Given that Britten was himself a very good pianist, it’s surprising that what he wrote for the instrument is generally embedded in wider schemes with voice and orchestra.  So it’s interesting to listen to his only Piano Concerto in this light. This was the 1945 revision of the original written six years before, but it still very much reflects Britten’s pre-war preoccupations.  Before tonight’s concert one of the brass players was practicing passages from Rhapsody in Blue, and it’s no surprise. There are echoes of Gershwin here, and the Waltz movement isn’t so much Viennese frippery as a reference to the 30’s Berlin cabaret world that Auden knew so well.  The March movement in this context is darkly prescient. Steven Osborne expressed the nervous flamboyance with sharp, incisive playing.  He kept throwing his hands up in the air for emphasis, which might have been annoying in other music, but here seemed an extra facet of expression.  He gave an encore with a short solo work of Oscar Petersen’s which further enhanced the jazzy aspects of the Britten work, making it seem less “of its time”, to use a  euphemism.

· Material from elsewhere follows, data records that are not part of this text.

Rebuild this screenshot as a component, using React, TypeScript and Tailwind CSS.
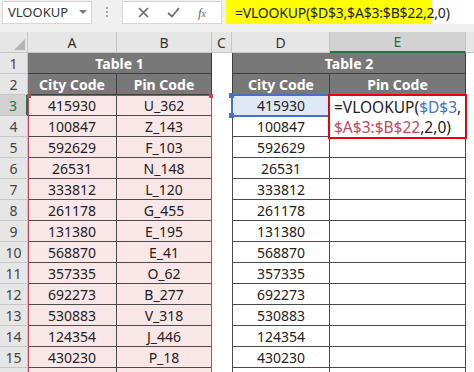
import React from "react";

const tableRows: [string, string][] = [
  ["415930", "U_362"],
  ["100847", "Z_143"],
  ["592629", "F_103"],
  ["26531", "N_148"],
  ["333812", "L_120"],
  ["261178", "G_455"],
  ["131380", "E_195"],
  ["568870", "E_41"],
  ["357335", "O_62"],
  ["692273", "B_277"],
  ["530883", "V_318"],
  ["124354", "J_446"],
  ["430230", "P_18"],
  ["", ""],
];

const font = { fontFamily: '"Noto Sans", "Open Sans", sans-serif' };

export default function App() {
  return (
    <div className="relative w-[474px] h-[372px] overflow-hidden bg-white text-[#222]" style={font}>
      {/* formula bar */}
      <div className="flex h-[32px] bg-[#f0f0f0] items-start">
        <div className="ml-[2px] mt-[1px] w-[90px] h-[23px] bg-white border border-[#d6d6d6] flex items-center pl-[5px] pr-[4px] justify-between">
          <span className="text-[13px] text-[#333]">VLOOKUP</span>
          <svg width="8" height="5" viewBox="0 0 8 5"><path d="M0 0 L8 0 L4 4 Z" fill="#777" /></svg>
        </div>
        <div className="w-[30px] h-[24px] flex flex-col items-center justify-center gap-[2px]">
          <span className="w-[2px] h-[2px] bg-[#aaa]" />
          <span className="w-[2px] h-[2px] bg-[#aaa]" />
          <span className="w-[2px] h-[2px] bg-[#aaa]" />
        </div>
        <div className="mt-[1px] w-[100px] h-[23px] bg-white border border-[#d6d6d6] flex items-center justify-around px-[6px]">
          <svg width="11" height="11" viewBox="0 0 11 11"><path d="M1 1 L10 10 M10 1 L1 10" stroke="#6a6a6a" strokeWidth="1.6" /></svg>
          <svg width="13" height="11" viewBox="0 0 13 11"><path d="M1 6 L5 9.5 L12 1" stroke="#6a6a6a" strokeWidth="1.8" fill="none" /></svg>
          <span className="text-[13px] italic text-[#666]" style={{ fontFamily: '"Liberation Serif", serif' }}>f<span className="text-[10px]">x</span></span>
        </div>
        <div className="ml-[4px] flex-1 h-[24px] bg-white flex items-stretch">
          <div className="w-[206px] bg-[#ffff00] flex items-center pl-[9px] text-[14px] tracking-[-0.2px] text-[#222]">
            =VLOOKUP($D$3,$A$3:$B$22,2,0)
          </div>
        </div>
      </div>

      {/* sheet grid */}
      <div className="grid grid-cols-[28px_89px_95px_20px_98px_136px_1fr] auto-rows-[21px] text-[14px]">
        {/* column headers */}
        <div className="bg-[#e6e6e6] border-r border-b border-[#c6c6c6] relative">
          <svg className="absolute right-[2px] bottom-[2px]" width="11" height="11" viewBox="0 0 11 11"><path d="M11 0 L11 11 L0 11 Z" fill="#b4b4b4" /></svg>
        </div>
        <div className="bg-[#e6e6e6] border-r border-b border-[#c6c6c6] flex items-center justify-center text-[#333]">A</div>
        <div className="bg-[#e6e6e6] border-r border-b border-[#c6c6c6] flex items-center justify-center text-[#333]">B</div>
        <div className="bg-[#e6e6e6] border-r border-b border-[#c6c6c6] flex items-center justify-center text-[#333]">C</div>
        <div className="bg-[#e6e6e6] border-r border-b border-[#c6c6c6] flex items-center justify-center text-[#333]">D</div>
        <div className="bg-[#d2d2d2] border-r border-[#c6c6c6] border-b-2 border-b-[#217346] flex items-center justify-center text-[#217346]">E</div>
        <div className="bg-[#e6e6e6] border-b border-[#c6c6c6]" />

        {/* row 1 */}
        <div className="bg-[#e6e6e6] border-r border-b border-[#c6c6c6] flex items-center justify-center text-[#444]">1</div>
        <div className="col-span-2 bg-[#787878] border-r border-b border-[#3f3f3f] flex items-center justify-center text-white font-bold">Table 1</div>
        <div className="bg-white" />
        <div className="col-span-2 bg-[#787878] border-l border-r border-b border-[#3f3f3f] flex items-center justify-center text-white font-bold">Table 2</div>
        <div className="bg-white" />

        {/* row 2 */}
        <div className="bg-[#e6e6e6] border-r border-b border-[#c6c6c6] flex items-center justify-center text-[#444]">2</div>
        <div className="bg-[#787878] border-r border-b border-[#3f3f3f] flex items-center justify-center text-white font-bold">City Code</div>
        <div className="bg-[#787878] border-r border-b border-[#3f3f3f] flex items-center justify-center text-white font-bold">Pin Code</div>
        <div className="bg-white" />
        <div className="bg-[#787878] border-l border-r border-b border-[#3f3f3f] flex items-center justify-center text-white font-bold">City Code</div>
        <div className="bg-[#787878] border-r border-b border-[#3f3f3f] flex items-center justify-center text-white font-bold">Pin Code</div>
        <div className="bg-white" />

        {tableRows.map(([city, pin], i) => {
          const r = i + 3;
          const sel = r === 3;
          return (
            <React.Fragment key={r}>
              <div
                className={
                  sel
                    ? "bg-[#d2d2d2] border-r-2 border-r-[#217346] border-b border-b-[#c6c6c6] flex items-center justify-center text-[#217346]"
                    : "bg-[#e6e6e6] border-r border-b border-[#c6c6c6] flex items-center justify-center text-[#444]"
                }
              >
                {r <= 15 ? r : ""}
              </div>
              <div className="bg-[#f9e7e7] border-r border-b border-[#4a4a4a] flex items-center justify-center">{city}</div>
              <div className="bg-[#f9e7e7] border-r border-b border-[#4a4a4a] flex items-center justify-center">{pin}</div>
              <div className="bg-white" />
              <div className={(sel ? "bg-[#dfe8f6] " : "bg-white ") + "border-l border-r border-b border-[#4a4a4a] flex items-center justify-center"}>{city}</div>
              <div className="bg-white border-r border-b border-[#4a4a4a]" />
              <div className="bg-white" />
            </React.Fragment>
          );
        })}
      </div>

      {/* range highlight $A$3:$B$22 */}
      <div className="absolute left-[28px] top-[95px] w-[184px] h-[290px] border border-[#c0475a]" />
      <div className="absolute left-[27px] top-[94px] w-[4px] h-[4px] bg-[#c0475a]" />
      <div className="absolute left-[209px] top-[94px] w-[4px] h-[4px] bg-[#c0475a]" />

      {/* $D$3 highlight */}
      <div className="absolute left-[231px] top-[94px] w-[99px] h-[23px] border-2 border-[#4472c4]" />
      <div className="absolute left-[229px] top-[93px] w-[5px] h-[5px] bg-[#4472c4]" />
      <div className="absolute left-[229px] top-[113px] w-[5px] h-[5px] bg-[#4472c4]" />

      {/* active cell with formula */}
      <div className="absolute left-[328px] top-[94px] w-[139px] h-[45px] border-2 border-[#e8000b] bg-white pl-[4px] pt-[1px] text-[15.5px] leading-[20px] text-[#222]">
        <div>
          =VLOOKUP(<span className="text-[#4472c4]">$D$3</span>,
        </div>
        <div>
          <span className="text-[#c0475a]">$A$3:$B$22</span>,2,0)
        </div>
      </div>
    </div>
  );
}
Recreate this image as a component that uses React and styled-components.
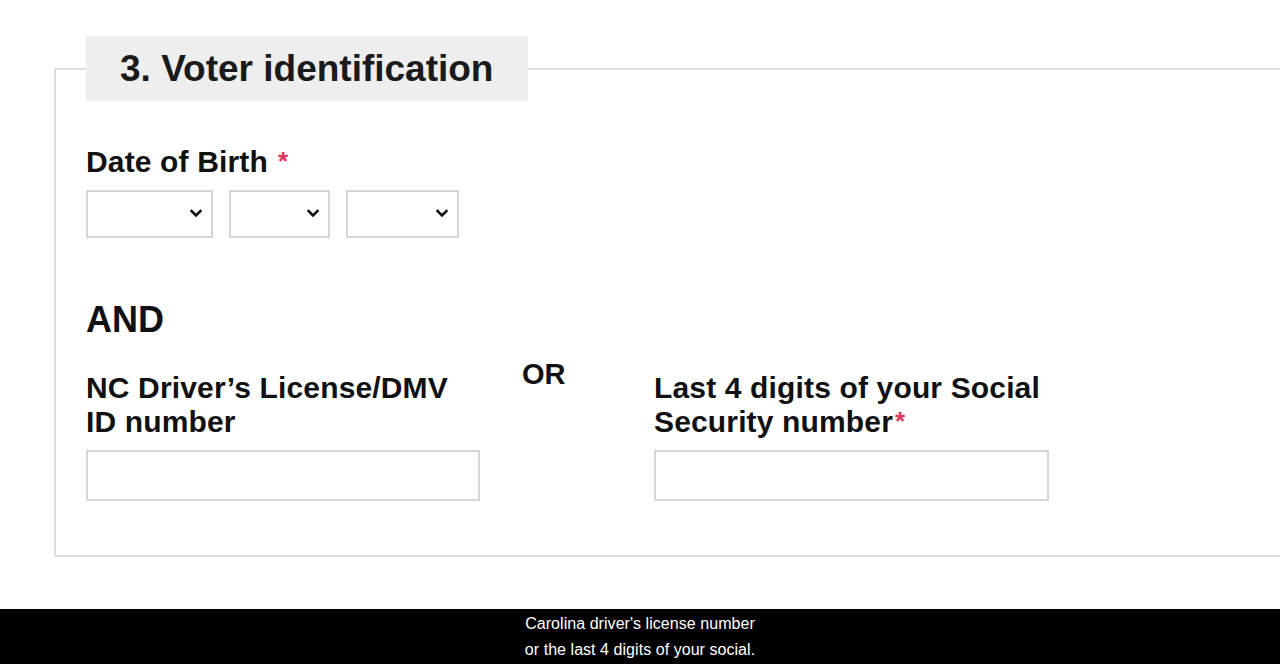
import React from 'react';
import styled, { createGlobalStyle } from 'styled-components';

const GlobalStyle = createGlobalStyle`
  html, body {
    margin: 0;
    padding: 0;
    background: #fff;
    overflow: hidden;
  }
  body {
    font-family: 'Liberation Sans', Arial, sans-serif;
    color: #111;
  }
`

const Page = styled.div`
  display: flex;
  flex-direction: column;
  width: 1280px;
  height: 664px;
  overflow: hidden;
`

const Content = styled.div`
  flex: 1;
  padding: 36px 0 0 54px;
`

const Fieldset = styled.fieldset`
  margin: 0;
  width: 1300px;
  box-sizing: border-box;
  border: 2px solid #dedede;
  border-right: none;
  padding: 44px 0 54px 30px;
  min-width: 0;
`

const Legend = styled.legend`
  box-sizing: border-box;
  height: 65px;
  padding: 0 35px 0 34px;
  background: #eeeeee;
  font-size: 37px;
  font-weight: bold;
  line-height: 65px;
  color: #1a1a1a;
`

const Label = styled.div`
  font-size: 30px;
  font-weight: bold;
  line-height: 34px;
  letter-spacing: 0.15px;
  color: #111;
`

const Req = styled.span`
  position: relative;
  top: -2px;
  line-height: 0;
  color: #e0365e;
  font-size: 26px;
  margin-left: ${p => (p.spaced ? '10px' : '2px')};
`

const SelectRow = styled.div`
  display: flex;
  gap: 16px;
  margin-top: 11px;
`

const SelectWrap = styled.div`
  position: relative;
  width: ${p => p.w}px;
  height: 48px;
`

const Select = styled.select`
  appearance: none;
  -webkit-appearance: none;
  width: 100%;
  height: 100%;
  box-sizing: border-box;
  border: 2px solid #d6d6d6;
  border-radius: 0;
  background: #fff;
  font-family: inherit;
  font-size: 18px;
`

const Chevron = styled.svg`
  position: absolute;
  right: 11px;
  top: 19px;
  pointer-events: none;
`

const AndHeading = styled.div`
  margin-top: 62px;
  font-size: 36px;
  font-weight: bold;
  line-height: 40px;
  color: #111;
`

const IdGrid = styled.div`
  display: grid;
  grid-template-columns: 394px 174px 395px;
  margin-top: 31px;
`

const Column = styled.div`
  display: flex;
  flex-direction: column;
`

const OrText = styled.div`
  padding-left: 42px;
  margin-top: -14px;
  font-size: 29px;
  font-weight: bold;
  line-height: 34px;
  color: #111;
`

const TextInput = styled.input`
  margin-top: 11px;
  height: 51px;
  width: 100%;
  box-sizing: border-box;
  border: 2px solid #d6d6d6;
  background: #fff;
  font-family: inherit;
  font-size: 18px;
  padding: 0 10px;
`

const Caption = styled.div`
  height: 55px;
  background: #000;
  color: #fff;
  text-align: center;
  font-size: 16px;
  line-height: 26px;
  letter-spacing: 0.05px;
  padding-top: 2px;
  box-sizing: border-box;
`

const DateSelect = ({ w }) => (
  <SelectWrap w={w}>
    <Select defaultValue="">
      <option value=""></option>
    </Select>
    <Chevron width="12" height="9" viewBox="0 0 12 9">
      <path d="M1.5 2 L6 6.5 L10.5 2" fill="none" stroke="#111" strokeWidth="2.6" strokeLinecap="square" />
    </Chevron>
  </SelectWrap>
)

const App = () => {
  return (
    <Page>
      <GlobalStyle />
      <Content>
        <Fieldset>
          <Legend>3. Voter identification</Legend>
          <Label>
            Date of Birth<Req spaced>*</Req>
          </Label>
          <SelectRow>
            <DateSelect w={127} />
            <DateSelect w={101} />
            <DateSelect w={113} />
          </SelectRow>
          <AndHeading>AND</AndHeading>
          <IdGrid>
            <Column>
              <Label>
                NC Driver’s License/DMV<br />ID number
              </Label>
              <TextInput type="text" />
            </Column>
            <OrText>OR</OrText>
            <Column>
              <Label>
                Last 4 digits of your Social<br />Security number<Req>*</Req>
              </Label>
              <TextInput type="text" />
            </Column>
          </IdGrid>
        </Fieldset>
      </Content>
      <Caption>
        Carolina driver's license number<br />
        or the last 4 digits of your social.
      </Caption>
    </Page>
  );
};

export default App;
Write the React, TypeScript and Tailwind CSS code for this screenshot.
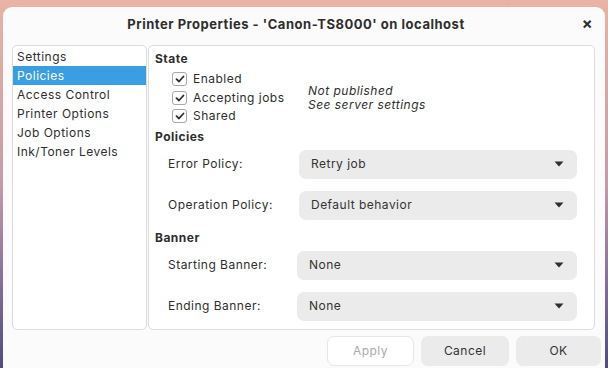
import React from 'react';

const font = { fontFamily: 'Inter, "Noto Sans", sans-serif' };

const Check = () => (
  <div className="w-[15px] h-[14px] rounded-[3px] border border-[#a8a8a8] bg-white flex items-center justify-center">
    <svg width="10" height="8" viewBox="0 0 10 8">
      <path d="M1.5 4.2 L4 6.5 L8.5 1.5" fill="none" stroke="#2e2e2e" strokeWidth="1.8" strokeLinecap="round" strokeLinejoin="round" />
    </svg>
  </div>
);

const Combo = ({ value, wide }: { value: string; wide?: boolean }) => (
  <div className={`${wide ? 'w-[280px]' : 'w-[278px]'} h-[29px] rounded-[7px] bg-[#ebebeb] flex items-center justify-between pl-[12px] pr-[13px]`}>
    <span className="text-[12px] text-[#333]">{value}</span>
    <svg width="10" height="6" viewBox="0 0 10 6">
      <path d="M0.5 0.5 L9.5 0.5 L5 5.5 Z" fill="#2e2e2e" />
    </svg>
  </div>
);

export default function App() {
  const pages = ['Settings', 'Policies', 'Access Control', 'Printer Options', 'Job Options', 'Ink/Toner Levels'];
  return (
    <div className="w-[608px] h-[368px] overflow-hidden bg-gradient-to-b from-[#e9b3a6] via-[#c59aa8] to-[#4f4a86] pt-[7px] px-[3px] tracking-[0.03em]" style={font}>
      <div className="bg-[#fbfbfb] rounded-t-[9px] h-full flex flex-col">
        {/* Title bar */}
        <div className="h-[35px] relative flex items-center justify-center pr-[16px]">
          <span className="text-[13px] font-bold text-[#2e2e2e] pt-[1px] tracking-[0.04em]">Printer Properties - 'Canon-TS8000' on localhost</span>
          <span className="absolute right-[12px] top-[4px] text-[16px] font-bold text-[#2e2e2e]">×</span>
        </div>

        <div className="flex pt-[3px] pl-[9px] pr-[10px] gap-[1px]">
          {/* Sidebar */}
          <div className="w-[135px] h-[285px] bg-white border border-[#dcdcdc] rounded-[5px] pt-[1px] text-[12px] text-[#2e2e2e]">
            {pages.map((p) => (
              <div
                key={p}
                className={`h-[19px] flex items-center pl-[4px] ${p === 'Policies' ? 'bg-[#3a9ee3] text-white' : ''}`}
              >
                {p}
              </div>
            ))}
          </div>

          {/* Content panel */}
          <div className="flex-1 h-[285px] bg-white border border-[#dcdcdc] rounded-[5px] pl-[6px] text-[12px] text-[#2e2e2e]">
            <div className="h-[14px] mt-[6px] leading-[14px] font-bold">State</div>
            <div className="flex mt-[4px]">
              <div className="pl-[17px] w-[153px]">
                {['Enabled', 'Accepting jobs', 'Shared'].map((l) => (
                  <div key={l} className="h-[18.5px] flex items-center gap-[6px]">
                    <Check />
                    <span>{l}</span>
                  </div>
                ))}
              </div>
              <div className="italic text-[12px] leading-[14px] pt-[14px]">
                <div>Not published</div>
                <div>See server settings</div>
              </div>
            </div>
            <div className="h-[14px] mt-[4px] leading-[14px] font-bold">Policies</div>
            <div className="flex items-center mt-[6px]">
              <span className="w-[144px] pl-[13px]">Error Policy:</span>
              <Combo value="Retry job" />
            </div>
            <div className="flex items-center mt-[12px]">
              <span className="w-[144px] pl-[13px]">Operation Policy:</span>
              <Combo value="Default behavior" />
            </div>
            <div className="h-[14px] mt-[11px] leading-[14px] font-bold">Banner</div>
            <div className="flex items-center mt-[6px]">
              <span className="w-[142px] pl-[13px]">Starting Banner:</span>
              <Combo value="None" wide />
            </div>
            <div className="flex items-center mt-[12px]">
              <span className="w-[142px] pl-[13px]">Ending Banner:</span>
              <Combo value="None" wide />
            </div>
          </div>
        </div>

        {/* Buttons */}
        <div className="flex justify-end gap-[7px] pr-[4px] mt-[6px] text-[12px]">
          <div className="w-[87px] h-[30px] rounded-[7px] border border-[#e6e6e6] bg-white flex items-center justify-center text-[#aaaaaa]">Apply</div>
          <div className="w-[88px] h-[30px] rounded-[7px] bg-[#ebebeb] flex items-center justify-center text-[#333]">Cancel</div>
          <div className="w-[85px] h-[30px] rounded-[7px] bg-[#ebebeb] flex items-center justify-center text-[#333]">OK</div>
        </div>
      </div>
    </div>
  );
}
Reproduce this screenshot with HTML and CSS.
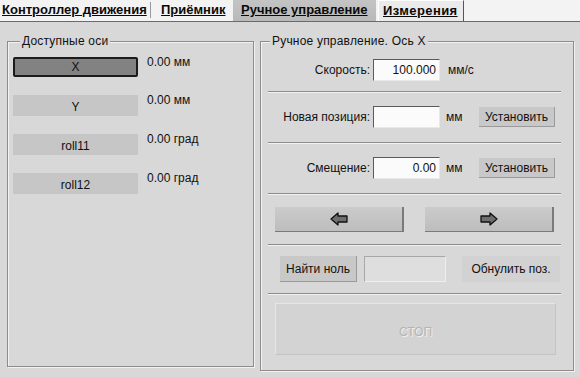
FILE: index.html
```html
<!DOCTYPE html>
<html lang="ru">
<head>
<meta charset="utf-8">
<title>Ручное управление</title>
<link rel="stylesheet" href="styles.css">
</head>
<body>
<div class="window">
  <div class="tabs">
    <span class="tab t1">Контроллер движения</span>
    <span class="tab-sep"></span>
    <span class="tab t2">Приёмник</span>
    <span class="tab t3 active">Ручное управление</span>
    <span class="tab t4 boxed">Измерения</span>
  </div>
  <div class="page">
    <fieldset class="group axes">
      <legend>Доступные оси</legend>
      <div class="axis-row"><div class="axis selected">X</div><span class="val">0.00 мм</span></div>
      <div class="axis-row"><div class="axis">Y</div><span class="val">0.00 мм</span></div>
      <div class="axis-row"><div class="axis">roll11</div><span class="val">0.00 град</span></div>
      <div class="axis-row"><div class="axis">roll12</div><span class="val">0.00 град</span></div>
    </fieldset>
    <fieldset class="group manual">
      <legend>Ручное управление. Ось X</legend>
      <div class="sec s1">
        <span class="lbl">Скорость:</span>
        <div class="edit num">100.000</div>
        <span class="unit u1">мм/с</span>
      </div>
      <div class="sec s2">
        <span class="lbl">Новая позиция:</span>
        <div class="edit"></div>
        <span class="unit">мм</span>
        <div class="btn set">Установить</div>
      </div>
      <div class="sec s3">
        <span class="lbl">Смещение:</span>
        <div class="edit num">0.00</div>
        <span class="unit">мм</span>
        <div class="btn set">Установить</div>
      </div>
      <div class="sec s4">
        <div class="btn arrow">
          <svg width="18" height="14" viewBox="0 0 18 14"><path d="M1 7 L8 1 L8 4 L17 4 L17 10 L8 10 L8 13 Z" fill="#6e6e6e" stroke="#111" stroke-width="1.3" stroke-linejoin="round"/></svg>
        </div>
        <div class="btn arrow">
          <svg width="18" height="14" viewBox="0 0 18 14"><path d="M17 7 L10 1 L10 4 L1 4 L1 10 L10 10 L10 13 Z" fill="#6e6e6e" stroke="#111" stroke-width="1.3" stroke-linejoin="round"/></svg>
        </div>
      </div>
      <div class="sec s5">
        <div class="btn zero">Найти ноль</div>
        <div class="edit off"></div>
        <div class="btn reset">Обнулить поз.</div>
      </div>
      <div class="sec s6">
        <div class="btn stop">СТОП</div>
      </div>
    </fieldset>
  </div>
</div>
</body>
</html>
```
FILE: styles.css
```css
* { box-sizing: border-box; }
html, body { margin: 0; padding: 0; }
body {
  width: 580px;
  height: 377px;
  overflow: hidden;
  background: #d8d8d8;
  font-family: "Liberation Sans", Arial, sans-serif;
  font-size: 12px;
  color: #111;
}
.window { width: 580px; height: 377px; display: flex; flex-direction: column; }

/* tabs */
.tabs {
  height: 22px;
  display: flex;
  align-items: stretch;
  background: #f3f3f3;
  border-bottom: 1px solid #6a6a6a;
  flex: none;
}
.tab {
  font-weight: bold;
  font-size: 13px;
  text-decoration: underline;
  line-height: 20px;
  white-space: nowrap;
  color: #0a0a0a;
}
.t1 { width: 150px; padding-left: 2px; }
.tab-sep { width: 1px; margin: 2px 1px 3px 0; background: #9a9a9a; }
.t2 { width: 81px; padding-left: 9px; }
.t3 {
  width: 143px;
  padding-left: 8px;
  background: linear-gradient(#c4c4c4, #b9b9b9);
}
.t4 {
  margin-left: 2px;
  width: 86px;
  padding-left: 4px;
  border-left: 1px solid #fff;
  border-right: 1px solid #555;
  border-top: 1px solid #fff;
  background: #ebebeb;
  letter-spacing: 0.4px;
}

/* page */
.page {
  flex: 1;
  display: flex;
  align-items: flex-start;
  padding: 12px 0 0 7px;
  gap: 6px;
}
.group {
  margin: 0;
  min-width: 0;
  border: 1px solid #8c8c8c;
  box-shadow: inset 1px 1px 0 #f2f2f2, 1px 1px 0 #f2f2f2;
}
.group legend {
  line-height: 14px;
  padding: 0 2px;
  background: #d8d8d8;
  white-space: nowrap;
  letter-spacing: 0.2px;
}
.axes { width: 247px; height: 333px; padding: 9px 5px 0 5px; }
.axes legend { margin-left: 7px; }
.manual { width: 314px; height: 337px; padding: 0 12px 0 7px; }
.manual legend { margin-left: 2px; }

/* axes list */
.axis-row {
  display: flex;
  align-items: flex-start;
  margin-bottom: 18px;
}
.axis {
  width: 125px;
  height: 21px;
  background: #c6c6c6;
  text-align: center;
  line-height: 24px;
}
.axis.selected {
  height: 20px;
  background: #828282;
  border: 2px solid #1b1b1b;
  border-radius: 2px;
  line-height: 17px;
}
.val { margin-left: 9px; margin-top: -2px; white-space: nowrap; }

/* manual sections */
.sec {
  display: flex;
  align-items: center;
  border-bottom: 1px solid #8c8c8c;
  box-shadow: 0 1px 0 #f2f2f2;
}
.s1 { height: 44px; }
.s2, .s3, .s4 { height: 51px; }
.s5 { height: 49px; }
.s6 { border-bottom: 0; box-shadow: none; align-items: flex-start; height: 76px; }

.lbl { width: 102px; text-align: right; white-space: nowrap; }
.edit {
  width: 67px;
  height: 22px;
  margin-left: 3px;
  background: #fbfbfb;
  border-top: 1px solid #5a5a5a;
  border-left: 1px solid #5a5a5a;
  border-bottom: 1px solid #e8e8e8;
  border-right: 1px solid #e8e8e8;
  line-height: 20px;
  padding-right: 3px;
  text-align: right;
}
.unit { width: 39px; padding-left: 6px; white-space: nowrap; }
.u1 { padding-left: 8px; }

.btn {
  display: flex;
  align-items: center;
  justify-content: center;
  white-space: nowrap;
  background: #c8c8c8;
  border-bottom: 1px solid #9a9a9a;
  border-right: 1px solid #9a9a9a;
}
.set { width: 76px; height: 20px; }

.s4 { padding-left: 7px; gap: 21px; }
.arrow {
  width: 129px;
  height: 25px;
  background: linear-gradient(#cbcbcb, #bdbdbd);
  border-bottom: 1px solid #7a7a7a;
  border-right: 2px solid #7a7a7a;
}

.s5 { padding-left: 12px; }
.zero { width: 77px; height: 26px; }
.edit.off {
  width: 82px;
  height: 26px;
  margin-left: 7px;
  background: #dedede;
  border-color: #a8a8a8 #eeeeee #eeeeee #a8a8a8;
}
.reset { width: 98px; height: 26px; margin-left: 16px; background: #d2d2d2; border: 0; }

.stop {
  margin: 9px 0 0 7px;
  width: 281px;
  height: 52px;
  background: #d3d3d3;
  border: 1px solid #c4c4c4;
  border-top-color: #e6e6e6;
  border-left-color: #e6e6e6;
  color: #b4b4b4;
  text-shadow: 1px 1px 0 #efefef;
  padding-top: 6px;
}
```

The ondes Martenot is usually associated with Messiaen, but Edgard Varèse was one of the first composers to appreciate it.  Ecuatorial was started only 4 years after the instrument was invented, and 16 years before Messiaen’s seminal Turangalîla Symphony. The long, eerie wails of the two ondes Martenot stretch horizontally - in contrast to the jagged, vertical sounds, punctuated by strident brass.  The text is based on an ancient equatorial chant collected by the conquistadors in the 16th century, while they were in the process of annihilating Mayan culture and Varèse’s deliberately “primitive” setting is vital and timeless.  It would be completely unfair to compare Volkov’s version of this to Boulez’s recording, for Boulez championed Varèse  long before his work became well-known. However, Volkov seemed much more attuned to the energy in the piece than he was in the earlier part of the programme, and this performance did credit to him and to the orchestra. The singing could have been more incisive, but given the nature of the work, it was convincing. Interestingly, the last time Ecuatorial was heard at the Proms was in 2000, when it was conducted by Thomas Adès, who had recently completed America: a Prophecy.  Adès continues to play tribute to the iconoclastic thread that runs loosely from Busoni (as thinker) to Varèse and Boulez.

There’s so much in Debussy’s La Mer that it’s fascinating to hear how different conductors reveal different aspects of the piece. Generally, I prefer thoughtful performances to those which emphasize sheer flamboyance, but La Mer is technicolour, and even the most restrained performance needs to reveal the expressiveness of its changing moods. Good detailed readings retain a sense of direction and structure, and are hard to achieve because they require such precision and incisiveness.  Volkov’s style is naturally more diffuse, and softer in focus, so that balance of refinement and taut definition is rather elusive and while the BBC Scottish Symphony orchestra is good, it’s not exceptional.  As with the earlier Tapiola, the underlying pulse and direction was muted, without offering the kind of vivid chromatic clarity that might otherwise compensate. It was a nice middle of the road reading, but without much character.